The new LCR is an opportunity to build on decades of progress in reducing lead exposure. Despite setbacks like the Flint, Mich., experience, nationwide efforts to reduce exposure to lead from all sources – paint, gasoline, toys, soil and dust, drinking water – have resulted in a dramatic reduction in lead exposure in the United States over the past 45 years. As EPA pointed out in its 2016 white paper on the LCR revisions, the median blood lead levels for young children have decreased ten-fold since the mid-1970s. The number of large water systems out of compliance with the LCR has dropped by 90 percent since the rule’s initial implementation.

Still, important work remains. AWWA looks forward to working with EPA, states and utilities to find safe and affordable approaches that achieve further risk reduction and improved confidence in drinking water.

Several other water sector associations representing public utility interests also commented on the EPA’s proposed updates.

“The Association of Metropolitan Water Agencies has been involved with the Lead and Copper Rule since its inception and values all the work that EPA has done to decrease the risk of lead and copper to public health,” said AMWA CEO Diane VanDe Hei. “The proposed revisions are an important next step and AMWA supports EPA’s efforts to address this complicated issue. AMWA looks forward to working with EPA to best protect the health of the millions of people that depend on their local public utilities for safe and reliable drinking water.”

“The National Rural Water Association stands ready to train and assist  rural and small communities to meet the requirements of the new lead and copper rule and achieve our common goal of lead free drinking water,” said NRWA CEO Sam Wade. “This is something supported by the industry as a whole, after all, those who govern, manage and operate water systems drink the water they produce as do their children and family.  Quality on Tap is their commitment and their profession.”

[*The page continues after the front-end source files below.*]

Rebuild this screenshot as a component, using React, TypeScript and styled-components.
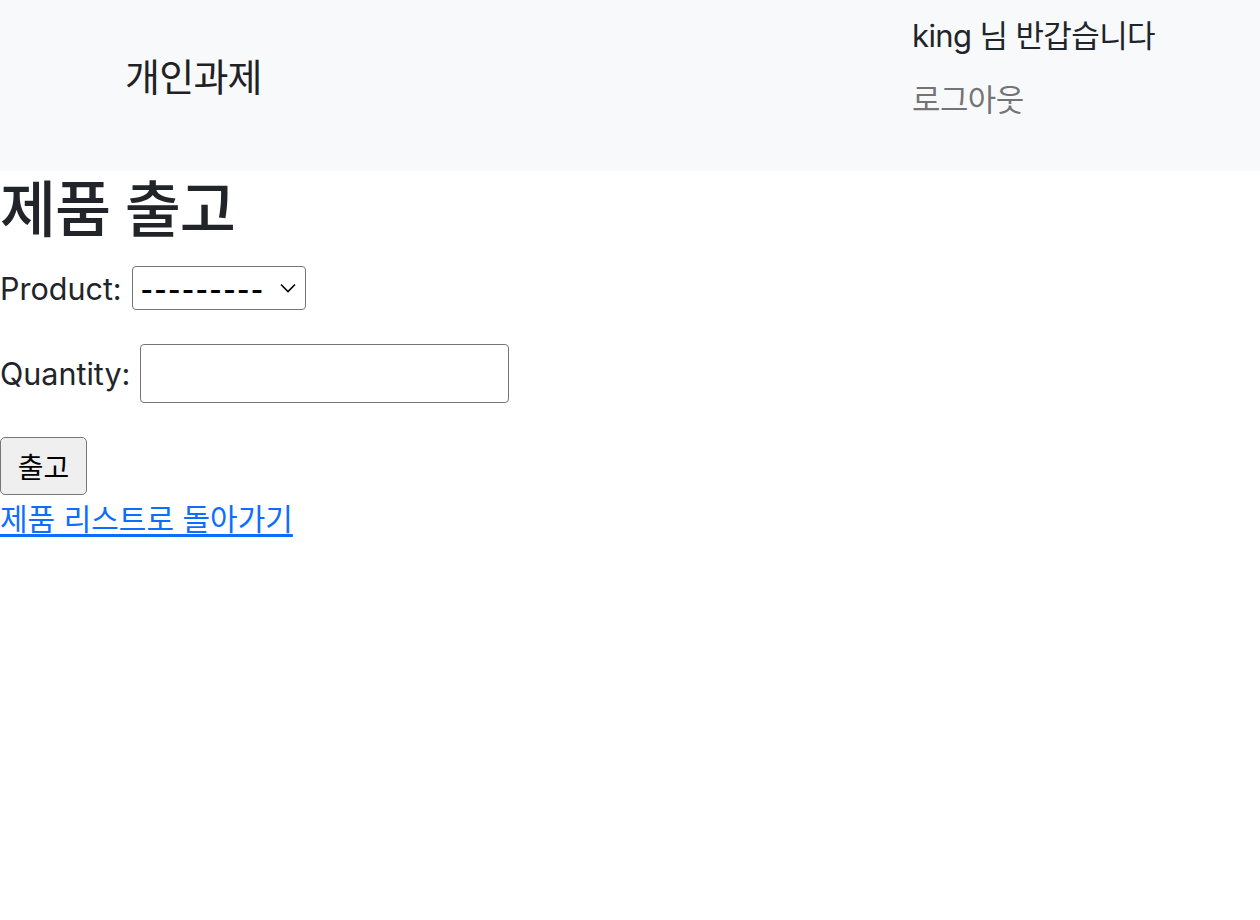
import styled, { createGlobalStyle } from "styled-components";

const GlobalStyle = createGlobalStyle`
	body {
		margin: 0;
		background: #fff;
		color: #212529;
		font-family: Inter, "Noto Sans CJK KR", sans-serif;
	}
`;

const Navbar = styled.nav`
	height: 171px;
	box-sizing: border-box;
	padding-left: 125px;
	background: #f8f9fa;
	display: grid;
	grid-template-columns: 787px 1fr;
	align-items: start;
`;

const Brand = styled.a`
	margin-top: 53px;
	font-size: 38px;
	line-height: 48px;
	letter-spacing: -0.02em;
	color: #1f2124;
	text-decoration: none;
`;

const NavList = styled.ul`
	list-style: none;
	margin: 0;
	padding: 12px 0 0;
	display: flex;
	flex-direction: column;
	gap: 16px;
`;

const NavItem = styled.li<{ $muted?: boolean }>`
	font-size: 31px;
	line-height: 48px;
	letter-spacing: -0.02em;
	color: ${(p) => (p.$muted ? "rgba(0, 0, 0, 0.55)" : "#212529")};
`;

const Title = styled.h2`
	margin: 0 0 19px;
	padding-top: 3px;
	font-size: 61px;
	font-weight: 500;
	line-height: 1.2;
	letter-spacing: -0.02em;
`;

const Form = styled.form`
	display: flex;
	flex-direction: column;
	align-items: flex-start;
	gap: 34px;
`;

const Row = styled.div`
	display: flex;
	align-items: center;
	gap: 10px;
	font-size: 30.5px;
`;

const SelectWrap = styled.span`
	position: relative;
	display: inline-flex;
`;

const Select = styled.select`
	appearance: none;
	width: 174px;
	height: 44px;
	box-sizing: border-box;
	padding: 0 30px 0 8px;
	border: 1.5px solid #767676;
	border-radius: 4px;
	background: #fff;
	color: #000;
	font-family: "Liberation Sans", sans-serif;
	font-size: 36px;
	letter-spacing: 1.8px;
`;

const Chevron = styled.svg`
	position: absolute;
	right: 10px;
	top: 17px;
	pointer-events: none;
`;

const Input = styled.input`
	width: 369px;
	height: 59px;
	box-sizing: border-box;
	border: 1.5px solid #767676;
	border-radius: 4px;
	background: #fff;
	font-size: 26px;
`;

const Button = styled.button`
	width: 87px;
	height: 58px;
	box-sizing: border-box;
	border: 1.5px solid #767676;
	border-radius: 5px;
	background: #efefef;
	color: #000;
	font-family: "Noto Sans CJK KR", sans-serif;
	font-size: 28px;
	padding: 0;
`;

const Actions = styled.div`
	display: flex;
	flex-direction: column;
	align-items: flex-start;
`;

const BackLink = styled.a`
	font-size: 30px;
	line-height: 48px;
	letter-spacing: 0;
	color: #0d6efd;
	text-decoration: underline;
	text-underline-offset: 4px;
`;

export default function App() {
	return (
		<>
			<GlobalStyle />
			<Navbar>
				<Brand href="#">개인과제</Brand>
				<NavList>
					<NavItem>king 님 반갑습니다</NavItem>
					<NavItem $muted>로그아웃</NavItem>
				</NavList>
			</Navbar>
			<Title>제품 출고</Title>
			<Form onSubmit={(e) => e.preventDefault()}>
				<Row>
					<label htmlFor="product">Product:</label>
					<SelectWrap>
						<Select id="product">
							<option>---------</option>
						</Select>
						<Chevron width="16" height="10" viewBox="0 0 16 10">
							<path d="M1 1.5 L8 8.5 L15 1.5" fill="none" stroke="#000" strokeWidth="1.6" />
						</Chevron>
					</SelectWrap>
				</Row>
				<Row>
					<label htmlFor="quantity">Quantity:</label>
					<Input id="quantity" type="number" />
				</Row>
				<Actions>
					<Button type="submit">출고</Button>
					<BackLink href="#">제품 리스트로 돌아가기</BackLink>
				</Actions>
			</Form>
		</>
	);
}
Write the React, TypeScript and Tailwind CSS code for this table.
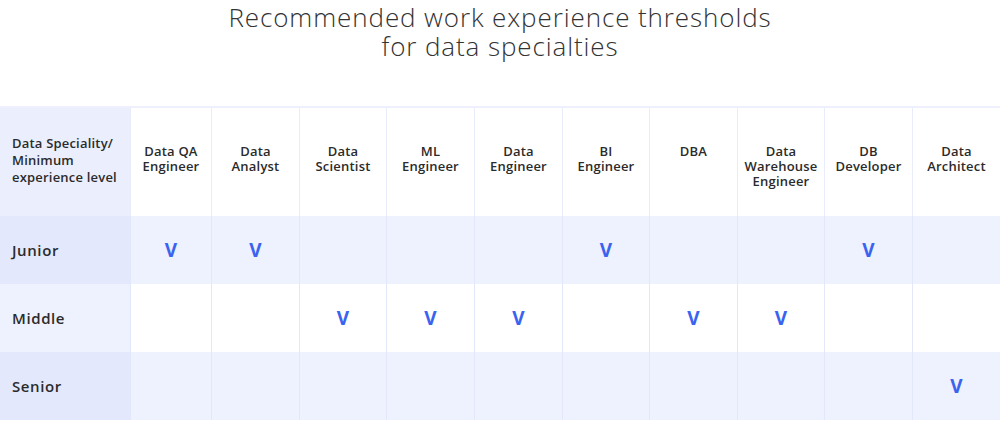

“ASDWA applauds EPA for getting the proposed Long-Term Revisions for the Lead and Copper Rule (LT-LCR) finished and signed,” the Association of State Drinking Water Administrators said in a statement. “This proposal builds upon the successes and the lessons learned from the 1991 LCR on how the drinking water community can continue to reduce lead levels in drinking water. ASDWA looks forward to continuing to work with EPA on implementing the final LT-LCR as this rule applies to almost 80,000 water systems and implementation of the final LT-LCR is going to be a big lift.”